Exercise objective: Scan the listing below and copy every line holding "screenshot".

Entries shown:
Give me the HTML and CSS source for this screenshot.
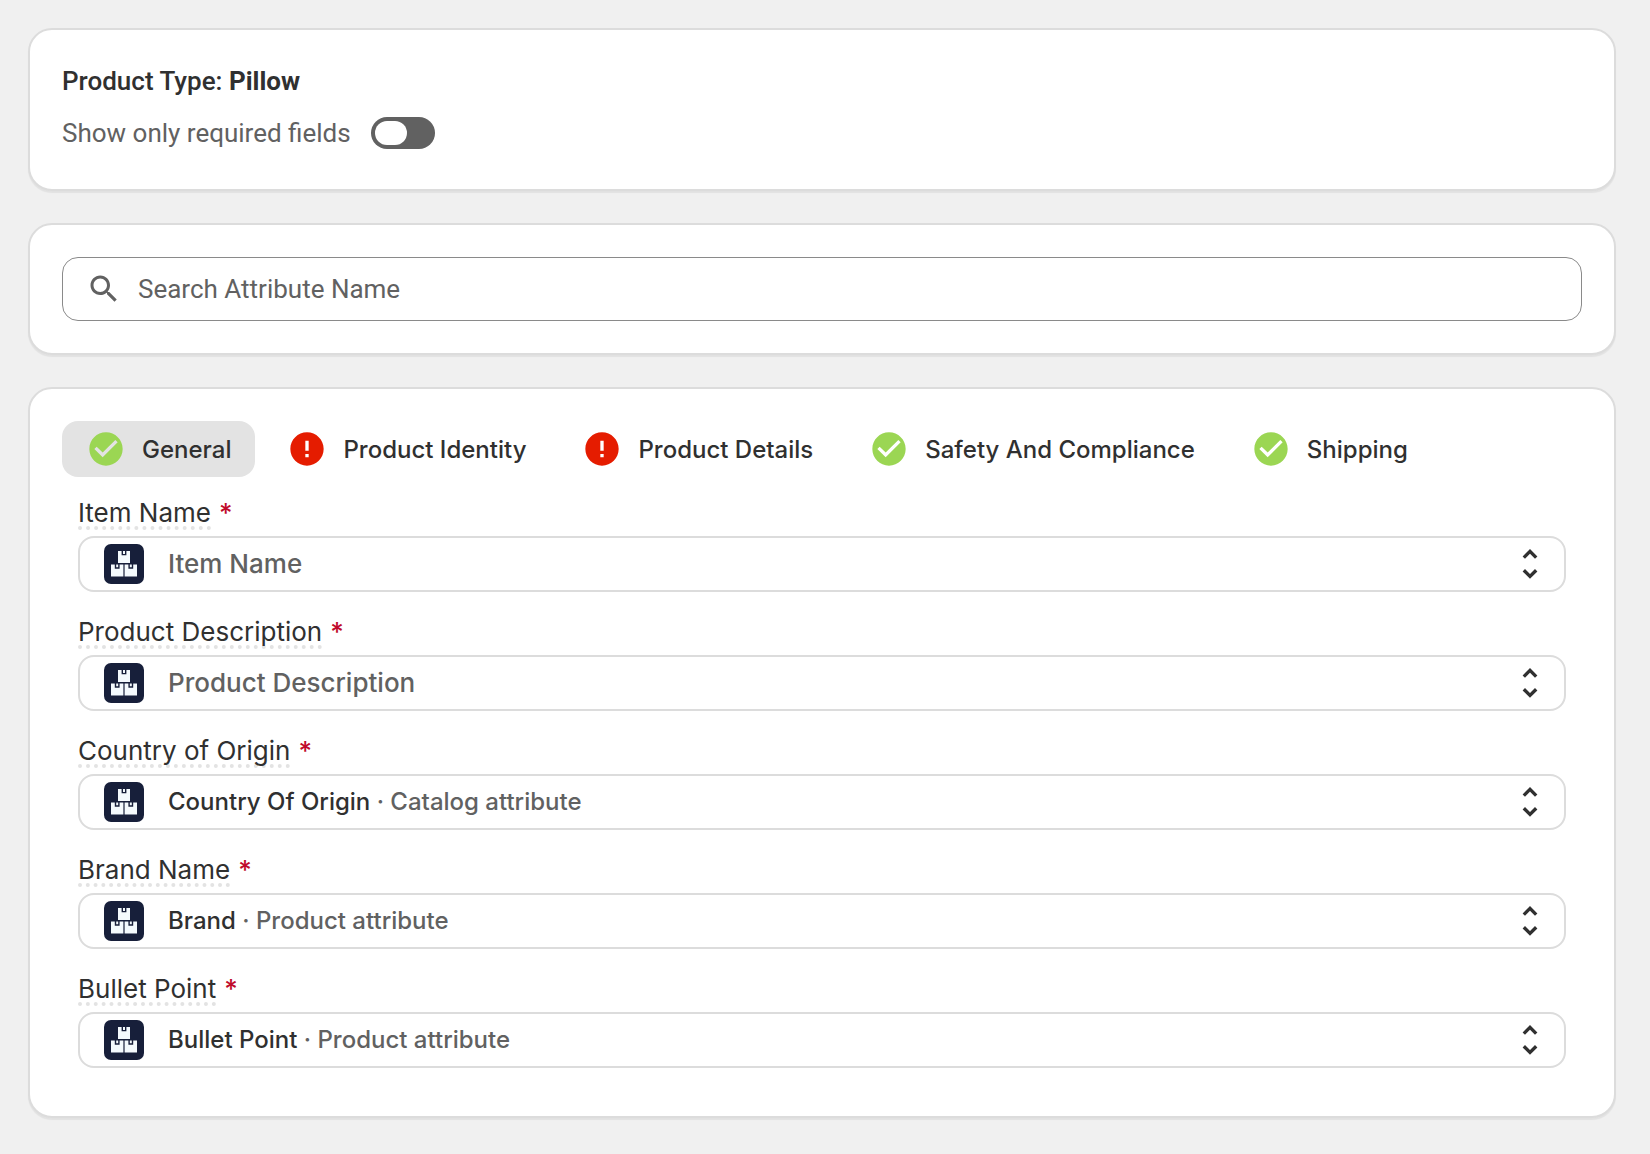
--
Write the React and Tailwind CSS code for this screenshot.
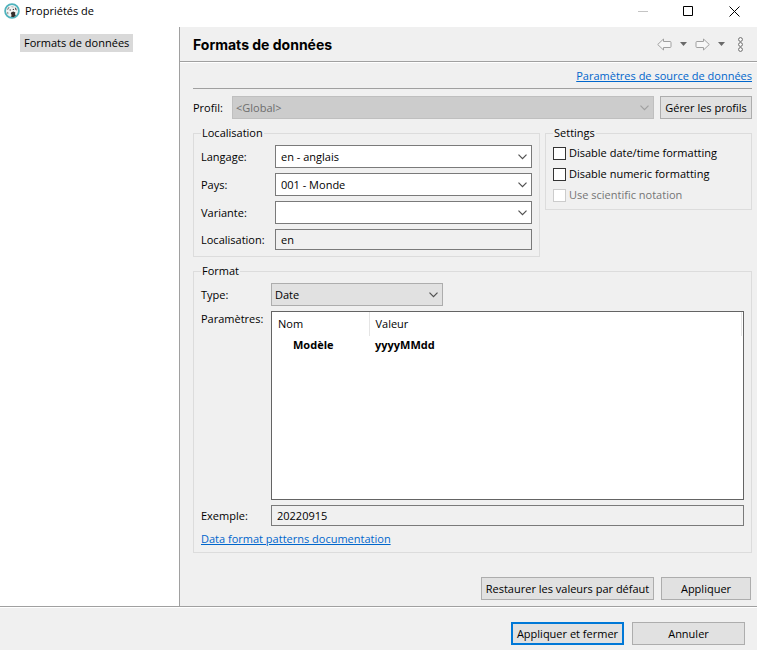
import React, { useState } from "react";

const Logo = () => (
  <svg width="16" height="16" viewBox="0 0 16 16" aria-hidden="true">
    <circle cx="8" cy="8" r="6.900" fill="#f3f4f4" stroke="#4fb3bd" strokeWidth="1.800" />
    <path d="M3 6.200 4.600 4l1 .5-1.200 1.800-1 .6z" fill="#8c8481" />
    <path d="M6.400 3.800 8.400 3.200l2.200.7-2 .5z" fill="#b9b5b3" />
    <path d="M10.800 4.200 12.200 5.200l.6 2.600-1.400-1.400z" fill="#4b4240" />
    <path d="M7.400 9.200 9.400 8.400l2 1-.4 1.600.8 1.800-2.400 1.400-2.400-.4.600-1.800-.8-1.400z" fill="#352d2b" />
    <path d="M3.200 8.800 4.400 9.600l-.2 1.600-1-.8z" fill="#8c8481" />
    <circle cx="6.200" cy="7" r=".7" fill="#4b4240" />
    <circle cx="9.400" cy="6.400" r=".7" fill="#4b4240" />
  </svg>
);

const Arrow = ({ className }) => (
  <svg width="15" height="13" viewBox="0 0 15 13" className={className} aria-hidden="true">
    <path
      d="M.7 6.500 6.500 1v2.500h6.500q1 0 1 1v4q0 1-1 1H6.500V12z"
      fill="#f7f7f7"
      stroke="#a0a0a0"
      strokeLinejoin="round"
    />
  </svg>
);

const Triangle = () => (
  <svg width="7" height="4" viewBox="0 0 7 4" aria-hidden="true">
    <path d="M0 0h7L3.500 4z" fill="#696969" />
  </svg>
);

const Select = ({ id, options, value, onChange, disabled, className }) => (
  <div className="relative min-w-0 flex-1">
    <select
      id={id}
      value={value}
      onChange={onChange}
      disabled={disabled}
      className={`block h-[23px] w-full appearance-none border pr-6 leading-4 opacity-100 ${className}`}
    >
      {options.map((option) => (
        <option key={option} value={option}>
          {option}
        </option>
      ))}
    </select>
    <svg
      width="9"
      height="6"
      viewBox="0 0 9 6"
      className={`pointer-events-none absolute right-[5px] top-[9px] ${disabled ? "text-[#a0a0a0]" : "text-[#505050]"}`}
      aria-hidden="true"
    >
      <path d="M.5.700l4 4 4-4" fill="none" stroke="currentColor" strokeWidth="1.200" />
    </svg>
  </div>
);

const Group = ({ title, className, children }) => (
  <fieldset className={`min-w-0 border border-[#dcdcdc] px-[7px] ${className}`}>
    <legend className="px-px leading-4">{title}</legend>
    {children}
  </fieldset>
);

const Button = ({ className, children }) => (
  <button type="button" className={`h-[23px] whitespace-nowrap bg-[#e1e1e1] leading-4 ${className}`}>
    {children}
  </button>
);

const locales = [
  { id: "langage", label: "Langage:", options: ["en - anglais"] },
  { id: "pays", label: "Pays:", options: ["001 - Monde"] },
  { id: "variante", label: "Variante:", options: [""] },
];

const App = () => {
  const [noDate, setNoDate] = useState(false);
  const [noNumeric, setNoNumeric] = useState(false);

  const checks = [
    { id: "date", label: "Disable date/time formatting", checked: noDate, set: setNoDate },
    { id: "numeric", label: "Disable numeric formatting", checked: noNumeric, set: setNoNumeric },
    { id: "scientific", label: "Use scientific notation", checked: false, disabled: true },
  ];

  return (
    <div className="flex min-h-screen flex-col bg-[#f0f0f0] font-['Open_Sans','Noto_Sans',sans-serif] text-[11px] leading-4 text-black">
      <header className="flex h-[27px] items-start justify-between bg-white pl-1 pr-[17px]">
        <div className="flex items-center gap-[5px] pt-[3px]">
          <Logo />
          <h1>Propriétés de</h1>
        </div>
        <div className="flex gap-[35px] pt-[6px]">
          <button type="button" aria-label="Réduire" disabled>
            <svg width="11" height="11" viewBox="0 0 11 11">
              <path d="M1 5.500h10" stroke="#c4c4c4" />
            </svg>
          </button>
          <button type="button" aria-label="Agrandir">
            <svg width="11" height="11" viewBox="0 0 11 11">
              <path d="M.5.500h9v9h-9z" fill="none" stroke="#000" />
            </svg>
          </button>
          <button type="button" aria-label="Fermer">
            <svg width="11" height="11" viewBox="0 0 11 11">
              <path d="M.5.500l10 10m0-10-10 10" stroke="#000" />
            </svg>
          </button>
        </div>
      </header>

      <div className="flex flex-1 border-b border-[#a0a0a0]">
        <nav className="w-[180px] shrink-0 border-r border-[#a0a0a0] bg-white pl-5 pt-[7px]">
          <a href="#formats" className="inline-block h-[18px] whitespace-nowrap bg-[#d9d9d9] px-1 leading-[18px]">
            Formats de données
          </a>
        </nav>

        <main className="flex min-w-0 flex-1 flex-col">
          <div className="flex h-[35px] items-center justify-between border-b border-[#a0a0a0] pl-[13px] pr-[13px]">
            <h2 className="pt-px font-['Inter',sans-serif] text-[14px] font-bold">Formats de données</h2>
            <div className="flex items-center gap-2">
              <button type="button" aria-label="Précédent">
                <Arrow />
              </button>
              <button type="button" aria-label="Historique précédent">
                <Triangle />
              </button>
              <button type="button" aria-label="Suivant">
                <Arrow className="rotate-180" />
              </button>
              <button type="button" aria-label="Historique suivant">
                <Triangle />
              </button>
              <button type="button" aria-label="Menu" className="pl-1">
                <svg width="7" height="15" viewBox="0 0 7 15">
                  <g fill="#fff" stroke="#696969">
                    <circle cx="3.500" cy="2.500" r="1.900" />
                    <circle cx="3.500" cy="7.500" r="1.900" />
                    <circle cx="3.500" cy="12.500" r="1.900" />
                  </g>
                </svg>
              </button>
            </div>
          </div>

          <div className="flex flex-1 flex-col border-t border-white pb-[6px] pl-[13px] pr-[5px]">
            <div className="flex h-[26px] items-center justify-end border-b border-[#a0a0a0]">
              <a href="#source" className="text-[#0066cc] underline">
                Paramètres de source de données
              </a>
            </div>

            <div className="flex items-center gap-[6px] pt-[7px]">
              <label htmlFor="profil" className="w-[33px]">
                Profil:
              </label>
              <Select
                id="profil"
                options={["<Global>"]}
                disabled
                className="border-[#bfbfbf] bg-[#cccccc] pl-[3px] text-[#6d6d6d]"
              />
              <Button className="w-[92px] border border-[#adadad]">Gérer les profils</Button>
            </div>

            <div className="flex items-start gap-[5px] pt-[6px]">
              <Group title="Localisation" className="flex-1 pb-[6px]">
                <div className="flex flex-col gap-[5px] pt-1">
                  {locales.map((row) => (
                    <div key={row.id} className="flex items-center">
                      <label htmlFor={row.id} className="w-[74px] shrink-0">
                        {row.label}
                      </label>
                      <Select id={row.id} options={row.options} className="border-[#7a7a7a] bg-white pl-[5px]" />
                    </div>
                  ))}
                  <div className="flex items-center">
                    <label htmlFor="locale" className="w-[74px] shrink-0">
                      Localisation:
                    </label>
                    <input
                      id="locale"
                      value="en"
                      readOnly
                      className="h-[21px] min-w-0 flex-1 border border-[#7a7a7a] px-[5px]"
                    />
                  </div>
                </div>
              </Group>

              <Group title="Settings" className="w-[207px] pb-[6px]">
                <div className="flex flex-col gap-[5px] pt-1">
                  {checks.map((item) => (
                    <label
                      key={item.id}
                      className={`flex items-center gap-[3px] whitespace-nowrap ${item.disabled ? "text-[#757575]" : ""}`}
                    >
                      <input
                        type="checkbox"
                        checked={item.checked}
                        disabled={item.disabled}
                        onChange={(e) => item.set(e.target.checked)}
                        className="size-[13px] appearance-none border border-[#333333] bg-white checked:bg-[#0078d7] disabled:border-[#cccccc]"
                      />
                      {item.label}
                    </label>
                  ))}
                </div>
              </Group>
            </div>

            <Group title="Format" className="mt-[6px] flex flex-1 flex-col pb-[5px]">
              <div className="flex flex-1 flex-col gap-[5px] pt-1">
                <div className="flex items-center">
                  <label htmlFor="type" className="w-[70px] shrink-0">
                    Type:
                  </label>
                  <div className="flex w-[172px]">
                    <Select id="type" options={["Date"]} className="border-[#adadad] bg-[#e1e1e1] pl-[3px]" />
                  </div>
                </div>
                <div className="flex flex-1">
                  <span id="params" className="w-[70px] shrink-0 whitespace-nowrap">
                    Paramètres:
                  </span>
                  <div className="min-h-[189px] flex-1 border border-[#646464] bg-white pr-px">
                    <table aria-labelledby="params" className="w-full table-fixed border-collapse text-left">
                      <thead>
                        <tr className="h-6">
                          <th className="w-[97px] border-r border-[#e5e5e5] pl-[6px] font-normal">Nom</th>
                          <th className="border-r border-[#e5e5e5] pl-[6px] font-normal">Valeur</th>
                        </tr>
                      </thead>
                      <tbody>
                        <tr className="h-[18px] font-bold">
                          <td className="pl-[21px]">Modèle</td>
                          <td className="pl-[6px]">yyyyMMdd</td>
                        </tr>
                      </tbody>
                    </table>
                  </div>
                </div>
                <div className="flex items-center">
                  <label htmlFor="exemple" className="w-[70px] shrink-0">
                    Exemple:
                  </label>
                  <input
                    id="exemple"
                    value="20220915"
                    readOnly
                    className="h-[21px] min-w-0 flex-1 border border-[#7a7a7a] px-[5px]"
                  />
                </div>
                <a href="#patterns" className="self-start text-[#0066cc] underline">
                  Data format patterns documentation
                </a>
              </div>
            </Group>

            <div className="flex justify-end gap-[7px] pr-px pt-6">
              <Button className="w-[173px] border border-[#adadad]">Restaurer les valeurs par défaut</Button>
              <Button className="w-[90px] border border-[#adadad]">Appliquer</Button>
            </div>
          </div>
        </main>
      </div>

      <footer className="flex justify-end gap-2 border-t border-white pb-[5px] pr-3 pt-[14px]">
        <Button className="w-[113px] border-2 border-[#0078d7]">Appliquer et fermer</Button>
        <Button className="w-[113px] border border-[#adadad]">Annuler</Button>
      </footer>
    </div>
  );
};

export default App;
--
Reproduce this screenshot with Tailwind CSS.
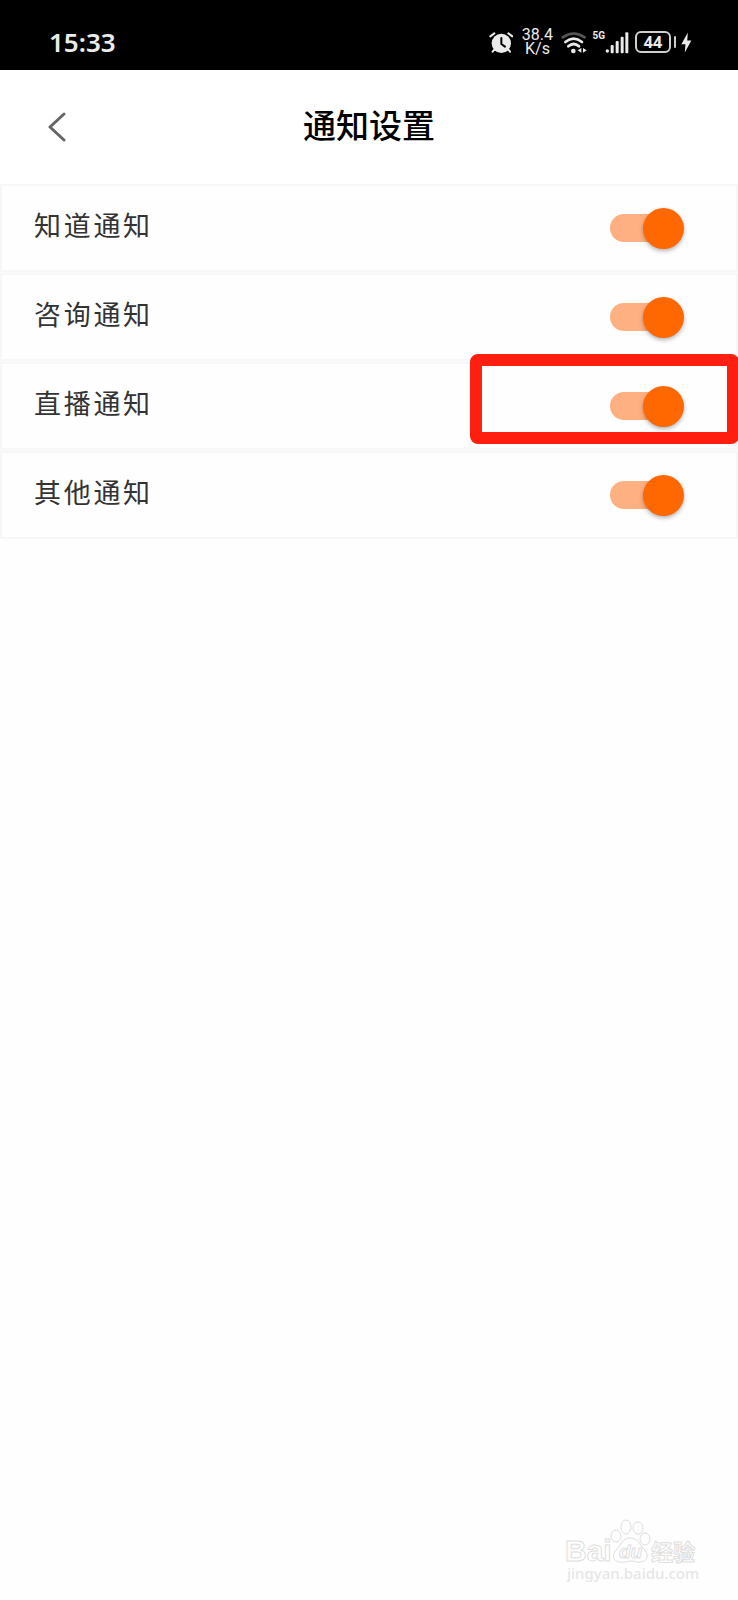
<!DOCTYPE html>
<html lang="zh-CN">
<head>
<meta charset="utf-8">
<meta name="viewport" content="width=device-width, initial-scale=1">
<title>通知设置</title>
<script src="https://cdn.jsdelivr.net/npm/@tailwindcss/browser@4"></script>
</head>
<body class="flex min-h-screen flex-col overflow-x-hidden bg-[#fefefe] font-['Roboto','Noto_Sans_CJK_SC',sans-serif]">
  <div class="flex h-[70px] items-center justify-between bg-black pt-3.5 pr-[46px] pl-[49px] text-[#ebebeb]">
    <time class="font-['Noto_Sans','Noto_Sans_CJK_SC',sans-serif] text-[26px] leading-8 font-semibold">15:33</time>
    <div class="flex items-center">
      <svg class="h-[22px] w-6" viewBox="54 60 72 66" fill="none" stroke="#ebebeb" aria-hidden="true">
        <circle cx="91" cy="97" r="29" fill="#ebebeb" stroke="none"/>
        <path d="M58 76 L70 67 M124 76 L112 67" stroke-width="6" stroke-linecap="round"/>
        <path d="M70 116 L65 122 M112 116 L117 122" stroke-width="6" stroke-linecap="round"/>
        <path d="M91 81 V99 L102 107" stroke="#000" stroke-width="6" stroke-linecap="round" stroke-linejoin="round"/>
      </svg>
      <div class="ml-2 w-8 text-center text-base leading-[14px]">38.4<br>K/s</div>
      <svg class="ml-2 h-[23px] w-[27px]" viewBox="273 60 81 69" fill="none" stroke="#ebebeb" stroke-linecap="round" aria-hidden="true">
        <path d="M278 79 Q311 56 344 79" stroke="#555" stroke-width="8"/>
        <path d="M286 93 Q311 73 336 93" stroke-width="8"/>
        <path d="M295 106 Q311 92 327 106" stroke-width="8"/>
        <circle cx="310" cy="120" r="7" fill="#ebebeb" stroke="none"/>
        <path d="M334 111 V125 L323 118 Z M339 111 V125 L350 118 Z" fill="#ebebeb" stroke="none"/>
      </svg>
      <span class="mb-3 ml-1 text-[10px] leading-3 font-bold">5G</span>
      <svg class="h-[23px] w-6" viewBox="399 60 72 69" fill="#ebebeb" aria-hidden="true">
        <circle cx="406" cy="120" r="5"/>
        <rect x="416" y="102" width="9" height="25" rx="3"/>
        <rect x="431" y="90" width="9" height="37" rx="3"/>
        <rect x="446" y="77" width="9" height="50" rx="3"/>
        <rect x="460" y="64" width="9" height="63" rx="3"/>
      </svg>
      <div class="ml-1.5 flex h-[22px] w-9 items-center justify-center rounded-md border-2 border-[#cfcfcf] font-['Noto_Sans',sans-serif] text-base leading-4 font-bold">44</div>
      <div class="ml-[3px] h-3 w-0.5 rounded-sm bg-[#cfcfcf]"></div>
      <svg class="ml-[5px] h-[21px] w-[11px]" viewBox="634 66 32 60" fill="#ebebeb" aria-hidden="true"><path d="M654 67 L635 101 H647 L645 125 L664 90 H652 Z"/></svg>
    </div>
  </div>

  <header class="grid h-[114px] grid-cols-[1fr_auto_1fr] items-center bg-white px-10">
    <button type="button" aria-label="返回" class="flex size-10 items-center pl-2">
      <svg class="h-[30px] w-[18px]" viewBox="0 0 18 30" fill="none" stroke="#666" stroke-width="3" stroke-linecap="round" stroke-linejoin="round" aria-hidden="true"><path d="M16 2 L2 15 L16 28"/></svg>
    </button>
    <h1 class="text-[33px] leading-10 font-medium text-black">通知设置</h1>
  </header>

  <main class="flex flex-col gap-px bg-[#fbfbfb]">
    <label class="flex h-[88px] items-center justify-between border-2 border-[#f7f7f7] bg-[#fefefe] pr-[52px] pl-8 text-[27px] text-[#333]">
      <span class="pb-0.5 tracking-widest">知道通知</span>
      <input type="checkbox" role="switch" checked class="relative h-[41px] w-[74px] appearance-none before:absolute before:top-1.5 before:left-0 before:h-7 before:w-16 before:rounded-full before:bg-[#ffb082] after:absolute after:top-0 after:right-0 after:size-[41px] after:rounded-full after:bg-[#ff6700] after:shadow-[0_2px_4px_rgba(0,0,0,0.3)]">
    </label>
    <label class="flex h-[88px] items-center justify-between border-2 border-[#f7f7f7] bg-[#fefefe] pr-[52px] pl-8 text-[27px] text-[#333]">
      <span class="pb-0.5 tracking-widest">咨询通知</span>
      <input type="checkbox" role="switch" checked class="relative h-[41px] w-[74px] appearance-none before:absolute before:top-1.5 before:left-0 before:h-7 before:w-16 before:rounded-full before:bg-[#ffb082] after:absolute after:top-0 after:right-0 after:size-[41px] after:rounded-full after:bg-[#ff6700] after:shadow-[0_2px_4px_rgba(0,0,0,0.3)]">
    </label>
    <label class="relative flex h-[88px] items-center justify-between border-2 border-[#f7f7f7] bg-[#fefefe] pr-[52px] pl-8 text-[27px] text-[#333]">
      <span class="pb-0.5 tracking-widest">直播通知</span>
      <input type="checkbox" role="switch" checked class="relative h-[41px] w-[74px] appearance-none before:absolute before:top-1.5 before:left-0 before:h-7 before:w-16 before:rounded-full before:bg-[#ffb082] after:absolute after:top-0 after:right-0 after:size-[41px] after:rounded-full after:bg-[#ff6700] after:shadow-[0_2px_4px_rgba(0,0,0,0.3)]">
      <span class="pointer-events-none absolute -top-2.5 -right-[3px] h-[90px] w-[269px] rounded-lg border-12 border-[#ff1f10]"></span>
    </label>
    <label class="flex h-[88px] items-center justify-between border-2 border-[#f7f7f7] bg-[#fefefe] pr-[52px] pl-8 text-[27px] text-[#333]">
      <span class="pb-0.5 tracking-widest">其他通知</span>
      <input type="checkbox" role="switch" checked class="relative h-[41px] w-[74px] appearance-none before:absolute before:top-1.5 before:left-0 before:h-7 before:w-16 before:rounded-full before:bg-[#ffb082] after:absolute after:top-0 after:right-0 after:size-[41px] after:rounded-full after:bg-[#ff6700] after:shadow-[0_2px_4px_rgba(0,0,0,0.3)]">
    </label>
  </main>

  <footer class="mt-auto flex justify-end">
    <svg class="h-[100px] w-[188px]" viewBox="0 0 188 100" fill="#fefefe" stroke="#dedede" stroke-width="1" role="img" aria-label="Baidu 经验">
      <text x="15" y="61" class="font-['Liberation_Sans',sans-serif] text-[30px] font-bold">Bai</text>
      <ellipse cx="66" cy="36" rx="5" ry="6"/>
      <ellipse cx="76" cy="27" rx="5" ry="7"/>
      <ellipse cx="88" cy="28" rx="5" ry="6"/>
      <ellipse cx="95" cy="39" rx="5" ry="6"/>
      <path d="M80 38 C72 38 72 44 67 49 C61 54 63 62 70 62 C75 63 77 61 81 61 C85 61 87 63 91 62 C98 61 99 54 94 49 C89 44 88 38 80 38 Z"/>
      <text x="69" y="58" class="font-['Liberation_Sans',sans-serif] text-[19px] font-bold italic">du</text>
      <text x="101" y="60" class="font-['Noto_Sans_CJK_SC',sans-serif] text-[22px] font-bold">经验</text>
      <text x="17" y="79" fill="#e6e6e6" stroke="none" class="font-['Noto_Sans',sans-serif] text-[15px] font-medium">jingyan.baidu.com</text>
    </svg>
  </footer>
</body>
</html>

Solution to this task:
Give me the HTML and CSS source for this screenshot.
Write the React and Tailwind CSS code for this screenshot.
Reproduce this screenshot with Tailwind CSS.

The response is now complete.